02 janeiro 2014

Papel na rua

Meu amigo foi repreendido pelo zelador do nosso setor por ter deixado cair um pedaço de papel na rua. Ele declarou que não viu quando o papel caiu da sacola que ele carregava e só não foi detido porque sua declaração foi confirmada pelos investigadores e considerada verdadeira. Estava ali a conversar com ele e me lembrei do que minha avó me contava sobre o que ocorria com episódios semelhantes que aconteciam na sua época. As cidades eram muito sujas, segundo ela informou, porque em geral as pessoas não se importavam em largar em qualquer lugar os restos daquilo de utilizavam. Pedaços de papel e outras coisas existiam em abundância pelas ruas e calçadas. Minha avó relatava que até móveis e outros objetos de tamanho grande eram largados pelas pessoas em áreas públicas. Algumas cidades adotavam leis para punir os cidadãos que largassem sujeira pelas vias públicas, mas muitos preferiam pagar as taxas de punição a ter de assumir como hábito usar recipientes que eram chamados de lixeira para depositar os restos do seu consumo. E os sujões só eram identificados se fossem vistos jogando seus restos pelo caminho. Se não fossem vistos nunca seriam punidos. Comentei isso com meu amigo e ele ficou surpreso. Ele não tinha avós nem os pais dos seus avós, porque morreram antes de poderem ser beneficiados com as técnicas de prolongamento da vida.
- É sério mesmo. Minha avó me conta muito coisa do tempo em que era menina, ou até de antes, porque a mãe dela também se lembrava de coisas semelhantes.
Expliquei para meu amigo que naquele tempo não havia identificação do DNA espontaneamente. Só era feito o reconhecimento do DNA se isso fosse requerido pela Justiça, ou se a própria pessoa pedisse e pagasse um teste para conhecer sua identidade genética. Na verdade, segundo me informou o meu avô, o DNA era usado como material de prova da paternidade de alguém, em inquéritos da polícia, para identificar se um acusado era autor ou não era autor de um determinado crime. Quando ele me contou isso fiquei muito confuso, porque me pareceu que o DNA estava então sendo usado para fins negativos, como se fosse uma parte de nós atrelada a um crime. Abri um arquivo no meu computador e mostrei para meu amigo o período em que o DNA fora adotado para esses fins: nos anos de 1950 até por volta de 2020.

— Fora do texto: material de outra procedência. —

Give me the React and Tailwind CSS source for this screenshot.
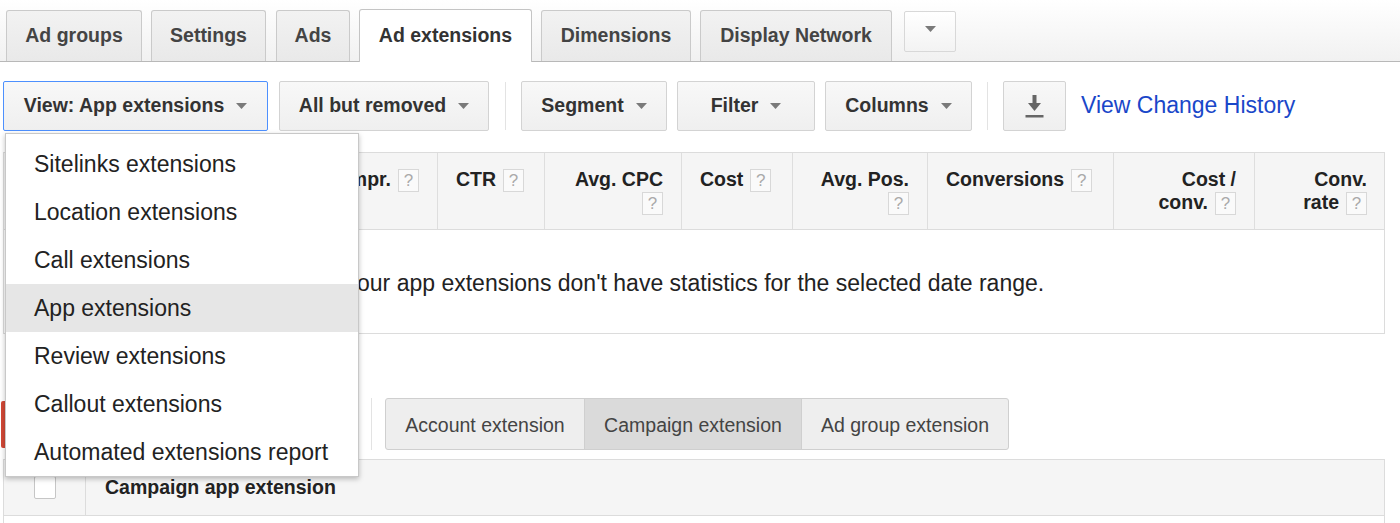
import React from 'react'

const TABS = [
  { label: 'Ad groups', w: 'w-[136px]' },
  { label: 'Settings', w: 'w-[115px]' },
  { label: 'Ads', w: 'w-[74px]' },
  { label: 'Ad extensions', w: 'w-[173px]', active: true },
  { label: 'Dimensions', w: 'w-[150px]' },
  { label: 'Display Network', w: 'w-[192px]' },
]

const MENU = [
  'Sitelinks extensions',
  'Location extensions',
  'Call extensions',
  'App extensions',
  'Review extensions',
  'Callout extensions',
  'Automated extensions report',
]

function Caret({ className = '' }) {
  return (
    <svg width="11" height="6" viewBox="0 0 11 6" className={className}>
      <path d="M0 0 L11 0 L5.5 6 Z" fill="#7a7a7a" />
    </svg>
  )
}

function Help() {
  return (
    <span className="inline-flex w-[21px] h-[23px] items-center justify-center border border-[#d8d8d8] bg-[#fafafa] text-[17px] font-normal text-[#aaa] align-middle ml-[7px] leading-none">
      ?
    </span>
  )
}

function ToolButton({ label, w, focused }) {
  return (
    <button
      className={`h-[50px] ${w} flex items-center justify-center gap-[12px] rounded-[2px] border ${
        focused ? 'border-[#4d90fe]' : 'border-[#d3d3d3]'
      } bg-linear-to-b from-[#f8f8f8] to-[#efefef] text-[19.5px] font-bold text-[#333]`}
    >
      <span>{label}</span>
      <Caret />
    </button>
  )
}

function Sep() {
  return <div className="w-px h-[48px] bg-[#e3e3e3]" />
}

function HeadCell({ children, right, last }) {
  return (
    <div
      className={`px-[18px] pt-[15px] leading-[23px] whitespace-nowrap ${right ? 'text-right' : 'text-left'} ${
        last ? '' : 'border-r border-[#dedede]'
      }`}
    >
      {children}
    </div>
  )
}

export default function App() {
  return (
    <div
      className="relative w-[1400px] h-[523px] overflow-hidden bg-white text-[#222]"
      style={{ fontFamily: "'Liberation Sans', Arial, sans-serif" }}
    >
      {/* tab strip */}
      <div className="h-[62px] flex items-end pl-[6px] border-b border-[#b8b8b8] bg-linear-to-b from-white to-[#f1f1f1]">
        {TABS.map((t, i) => (
          <div
            key={t.label}
            className={`${t.w} ${i > 0 ? (i === 2 ? 'ml-[10px]' : 'ml-[9px]') : ''} flex items-center justify-center rounded-t-[3px] border border-b-0 text-[19.5px] font-bold ${
              t.active
                ? 'h-[53px] -mb-px bg-white border-[#c4c4c4] text-[#333]'
                : 'h-[51px] bg-linear-to-b from-[#f2f2f2] to-[#e9e9e9] border-[#cacaca] text-[#444]'
            }`}
          >
            {t.label}
          </div>
        ))}
        <div className="self-start mt-[11px] ml-[12px] w-[52px] h-[41px] flex items-center justify-center rounded-[2px] border border-[#d8d8d8] bg-linear-to-b from-white to-[#f3f3f3]">
          <Caret className="-mt-[6px]" />
        </div>
      </div>

      {/* toolbar */}
      <div className="mt-[19px] flex items-center pl-[3px] h-[50px]">
        <ToolButton label="View: App extensions" w="w-[265px]" focused />
        <div className="ml-[11px]">
          <ToolButton label="All but removed" w="w-[210px]" />
        </div>
        <div className="ml-[16px]">
          <Sep />
        </div>
        <div className="ml-[15px]">
          <ToolButton label="Segment" w="w-[146px]" />
        </div>
        <div className="ml-[10px]">
          <ToolButton label="Filter" w="w-[138px]" />
        </div>
        <div className="ml-[10px]">
          <ToolButton label="Columns" w="w-[147px]" />
        </div>
        <div className="ml-[15px]">
          <Sep />
        </div>
        <button className="ml-[15px] w-[63px] h-[50px] flex items-center justify-center rounded-[2px] border border-[#d3d3d3] bg-linear-to-b from-[#f8f8f8] to-[#efefef]">
          <svg width="19" height="24" viewBox="0 0 19 24">
            <rect x="7.5" y="1" width="4" height="9" fill="#666" />
            <path d="M3 9 L16 9 L9.5 17 Z" fill="#666" />
            <rect x="0.5" y="21" width="18" height="2.5" fill="#666" />
          </svg>
        </button>
        <a className="ml-[15px] -mt-[2px] text-[23px] text-[#1a47c9]">View Change History</a>
      </div>

      {/* stats table */}
      <div className="mt-[21px] ml-[3px] w-[1382px] border border-[#dcdcdc]">
        <div className="grid grid-cols-[207px_107px_120px_107px_137px_111px_135px_186px_141px_130px] h-[77px] bg-[#f5f5f5] border-b border-[#dcdcdc] text-[19.5px] font-bold text-[#222]">
          <HeadCell />
          <HeadCell right />
          <HeadCell right>
            Impr.
            <Help />
          </HeadCell>
          <HeadCell>
            CTR
            <Help />
          </HeadCell>
          <HeadCell right>
            Avg. CPC
            <br />
            <Help />
          </HeadCell>
          <HeadCell>
            Cost
            <Help />
          </HeadCell>
          <HeadCell right>
            Avg. Pos.
            <br />
            <Help />
          </HeadCell>
          <HeadCell>
            Conversions
            <Help />
          </HeadCell>
          <HeadCell right>
            Cost /
            <br />
            conv.
            <Help />
          </HeadCell>
          <HeadCell right last>
            Conv.
            <br />
            rate
            <Help />
          </HeadCell>
        </div>
        <div className="h-[103px] flex items-center justify-center pt-[3px] text-[23px] text-[#222]">
          Your app extensions don't have statistics for the selected date range.
        </div>
      </div>

      {/* extension level row */}
      <div className="mt-[64px] flex items-center h-[52px]">
        <div className="ml-px w-[340px] h-[47px] rounded-[2px] bg-[#d14836]" />
        <div className="ml-[30px] w-px h-[52px] bg-[#e3e3e3]" />
        <div className="ml-[13px] flex h-[52px] pt-[3px] rounded-[3px] border border-[#cfcfcf] overflow-hidden text-[19.5px] text-[#444] bg-[#eeeeee]">
          <div className="w-[198px] flex items-center justify-center">Account extension</div>
          <div className="w-[218px] -mt-[3px] pt-[3px] flex items-center justify-center bg-[#dadada] border-x border-[#cfcfcf]">
            Campaign extension
          </div>
          <div className="w-[206px] flex items-center justify-center">Ad group extension</div>
        </div>
      </div>

      {/* extensions table */}
      <div className="mt-[9px] ml-[3px] w-[1382px] border-x border-t border-[#dcdcdc]">
        <div className="flex h-[56px] bg-[#f5f5f5] border-b border-[#dcdcdc]">
          <div className="w-[82px] flex items-center justify-center border-r border-[#dcdcdc]">
            <div className="w-[22px] h-[23px] rounded-[2px] border border-[#c6c6c6] bg-white" />
          </div>
          <div className="pl-[19px] flex items-center text-[19.5px] font-bold text-[#222]">Campaign app extension</div>
        </div>
        <div className="h-[20px] bg-white" />
      </div>

      {/* view dropdown menu */}
      <div className="absolute left-[5px] top-[133px] w-[354px] h-[344px] pt-[6px] bg-white border border-[#c8c8c8] shadow-[0_2px_5px_rgba(0,0,0,0.25)]">
        {MENU.map((m) => (
          <div
            key={m}
            className={`h-[48px] flex items-center pl-[28px] text-[23px] text-[#222] ${
              m === 'App extensions' ? 'bg-[#e6e6e6]' : ''
            }`}
          >
            {m}
          </div>
        ))}
      </div>
    </div>
  )
}
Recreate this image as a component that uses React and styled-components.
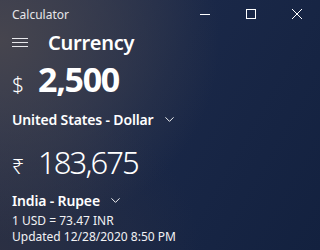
import React from 'react'
import styled, { createGlobalStyle } from 'styled-components'
import { ChevronDown } from 'lucide-react'

const GlobalStyle = createGlobalStyle`
  html, body {
    margin: 0;
    padding: 0;
  }
  body {
    font-family: 'Segoe UI', 'Noto Sans', sans-serif;
    color: #fff;
  }
`

const Window = styled.div`
  width: 320px;
  height: 250px;
  overflow: hidden;
  display: flex;
  flex-direction: column;
  background:
    radial-gradient(ellipse 220px 200px at 0px 40px, rgba(72, 70, 78, 0.95), rgba(72, 70, 78, 0) 100%),
    radial-gradient(ellipse 200px 160px at 0px 250px, rgba(44, 48, 66, 0.9), rgba(44, 48, 66, 0) 100%),
    linear-gradient(120deg, #2a3450 0%, #1a2848 45%, #13213f 100%);
`

const TitleBar = styled.div`
  height: 28px;
  display: flex;
  align-items: center;
  padding-left: 12px;
`

const AppName = styled.span`
  font-size: 12px;
  color: #e6e6ea;
  flex: 1;
`

const WinButton = styled.div`
  width: 46px;
  height: 28px;
  display: flex;
  align-items: center;
  justify-content: center;
`

const Header = styled.div`
  display: flex;
  align-items: center;
  height: 28px;
  padding-left: 12px;
  gap: 20px;
`

const Burger = styled.div`
  width: 16px;
  display: flex;
  flex-direction: column;
  gap: 3px;
  span {
    height: 1px;
    background: #e8e8ec;
  }
`

const Title = styled.h1`
  margin: 0;
  font-size: 20px;
  font-weight: 600;
  letter-spacing: -0.2px;
`

const Section = styled.div`
  padding-left: 12px;
  display: flex;
  flex-direction: column;
`

const AmountRow = styled.div`
  display: flex;
  align-items: baseline;
  height: 44px;
  margin-top: ${p => p.$top}px;
`

const Symbol = styled.span`
  font-size: 21px;
  font-weight: 300;
  width: 26px;
`

const Amount = styled.span`
  font-size: ${p => (p.$bold ? 34 : 31)}px;
  font-weight: ${p => (p.$bold ? 700 : 300)};
  letter-spacing: ${p => (p.$bold ? -1.3 : -1.9)}px;
`

const UnitRow = styled.div`
  display: flex;
  align-items: center;
  gap: 8px;
  height: 24px;
  margin-top: ${p => p.$top}px;
  font-size: 14px;
  font-weight: 600;
  letter-spacing: -0.15px;
`

const InfoBlock = styled.div`
  margin-top: 1px;
  font-size: 12px;
  line-height: 16px;
  color: #f2f2f4;
`

const App = () => {
  return (
    <>
      <GlobalStyle />
      <Window>
        <TitleBar>
          <AppName>Calculator</AppName>
          <WinButton>
            <svg width="10" height="10" viewBox="0 0 10 10">
              <line x1="0" y1="5.5" x2="10" y2="5.5" stroke="#fff" strokeWidth="1" />
            </svg>
          </WinButton>
          <WinButton>
            <svg width="10" height="10" viewBox="0 0 10 10">
              <rect x="0.5" y="0.5" width="9" height="9" fill="none" stroke="#fff" strokeWidth="1" />
            </svg>
          </WinButton>
          <WinButton>
            <svg width="10" height="10" viewBox="0 0 10 10">
              <path d="M0 0 L10 10 M10 0 L0 10" stroke="#fff" strokeWidth="1" />
            </svg>
          </WinButton>
        </TitleBar>
        <Header>
          <Burger>
            <span />
            <span />
            <span />
          </Burger>
          <Title>Currency</Title>
        </Header>
        <Section>
          <AmountRow $top={0}>
            <Symbol>$</Symbol>
            <Amount $bold>2,500</Amount>
          </AmountRow>
          <UnitRow $top={7}>
            United States - Dollar
            <ChevronDown size={15} strokeWidth={1.5} />
          </UnitRow>
          <AmountRow $top={10}>
            <Symbol>₹</Symbol>
            <Amount>183,675</Amount>
          </AmountRow>
          <UnitRow $top={3}>
            India - Rupee
            <ChevronDown size={15} strokeWidth={1.5} />
          </UnitRow>
          <InfoBlock>
            <div>1 USD = 73.47 INR</div>
            <div>Updated 12/28/2020 8:50 PM</div>
          </InfoBlock>
        </Section>
      </Window>
    </>
  )
}

export default App
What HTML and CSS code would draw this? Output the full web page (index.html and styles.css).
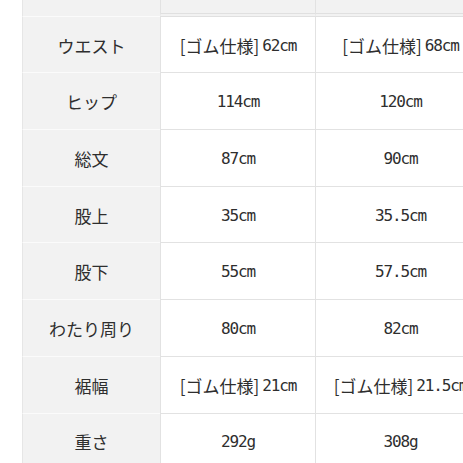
FILE: index.html
```html
<!DOCTYPE html>
<html lang="ja">
<head>
<meta charset="utf-8">
<link rel="stylesheet" href="styles.css">
</head>
<body>
<div class="table">
  <div class="cell label head"></div>
  <div class="cell val head">M</div>
  <div class="cell val head">L</div>

  <div class="cell label">ウエスト</div>
  <div class="cell val"><span class="jp">[ゴム仕様]</span>62cm</div>
  <div class="cell val"><span class="jp">[ゴム仕様]</span>68cm</div>

  <div class="cell label">ヒップ</div>
  <div class="cell val">114cm</div>
  <div class="cell val">120cm</div>

  <div class="cell label">総文</div>
  <div class="cell val">87cm</div>
  <div class="cell val">90cm</div>

  <div class="cell label">股上</div>
  <div class="cell val">35cm</div>
  <div class="cell val">35.5cm</div>

  <div class="cell label">股下</div>
  <div class="cell val">55cm</div>
  <div class="cell val">57.5cm</div>

  <div class="cell label">わたり周り</div>
  <div class="cell val">80cm</div>
  <div class="cell val">82cm</div>

  <div class="cell label">裾幅</div>
  <div class="cell val"><span class="jp">[ゴム仕様]</span>21cm</div>
  <div class="cell val"><span class="jp">[ゴム仕様]</span>21.5cm</div>

  <div class="cell label">重さ</div>
  <div class="cell val">292g</div>
  <div class="cell val">308g</div>
</div>
</body>
</html>
```
FILE: styles.css
```css
html, body {
  margin: 0;
  padding: 0;
  background: #fff;
  overflow: hidden;
  width: 463px;
  height: 463px;
}

.table {
  display: grid;
  grid-template-columns: 138px 155px 170px;
  grid-auto-rows: 56.7px;
  margin-left: 22px;
  margin-top: -40px;
  width: 463px;
}

.cell {
  box-sizing: border-box;
  display: flex;
  align-items: center;
  justify-content: center;
  color: #2e2e2e;
  white-space: nowrap;
}

.label {
  background: #f2f2f2;
  border-left: 1px solid #e6e6e6;
  border-bottom: 1px solid #fbfbfb;
  font-family: "Noto Sans CJK JP", sans-serif;
  font-size: 17px;
  padding-top: 1px;
}

.val {
  background: #fff;
  border-left: 1px solid #e2e2e2;
  border-bottom: 1px solid #e2e2e2;
  font-family: "DejaVu Sans Mono", "Noto Sans CJK JP", monospace;
  font-size: 16px;
  letter-spacing: -1.1px;
  padding-top: 1px;
}

.head {
  background: #f2f2f2;
  align-items: flex-end;
  padding-bottom: 9px;
}

.val.head {
  border-bottom: 4px double #e0e0e0;
}

.jp {
  font-family: "Noto Sans CJK JP", sans-serif;
  font-size: 17px;
  letter-spacing: 0;
  margin-right: 3px;
}
```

Só depois desse período a identificação do DNA passou a ser um direito de todo cidadão e uma lei determinou que o teste fosse incorporado ao conjunto de procedimentos adotados com o recém-nascido. Com isso também foi abolido um papel identificado como certidão de nascimento, que continha informações como nome, hora e data do nascimento, nomes de pai, mãe, avôs e avós.
Com o registro obrigatório de todo cidadão, também se ampliou a possibilidade de coibir a criminalidade que sempre houve em todas as cidades. Se antes era preciso colher material para identificar um criminoso na hora em que era detido, agora todos eles já traziam como identidade seu código genético, que constava em bancos de dados. Pelo que pesquisei depois que meu avô me informou, passaram-se algumas décadas até que a tecnologia avançasse ao ponto de ser possível saber quem jogou um pedaço de papel na rua, ou quem tocou na escada que levava ao local de um crime, ou quem acariciou o cachorro do vizinho.
Não foi necessária muita pesquisa para levar a essa realidade, pois havia ferramenta suficiente para adotar essa forma de identificação. Um dia os cientistas perceberam que podia ser usado um scanner com um leitor digital, com acesso ao banco de dados das identificações genéticas, e seria possível reconhecer o DNA em qualquer lugar. Minha avó dizia que no tempo dela o que havia de mais avançado e parecido com isso era o leitor de código de barras, que facilitava a identificação de objetos e documentos.
Por isso tudo é que meu amigo foi identificado e logo em seguida liberado, porque além do leitor de DNA os investigadores contam com um equipamento que identifica as alterações emitidas pelo cérebro do indivíduo e ficam sabendo se a pessoa mente ou diz a verdade. Meu amigo afirmou que não havia visto o papel cair da sacola que carregava e sua declaração foi confirmada. Foi repreendido, mas não ficou detido.
Meus avós ainda se surpreendem com a limpeza das ruas das nossas cidades e, mais ainda, com as técnicas usadas para a manutenção desta e de outras limpezas.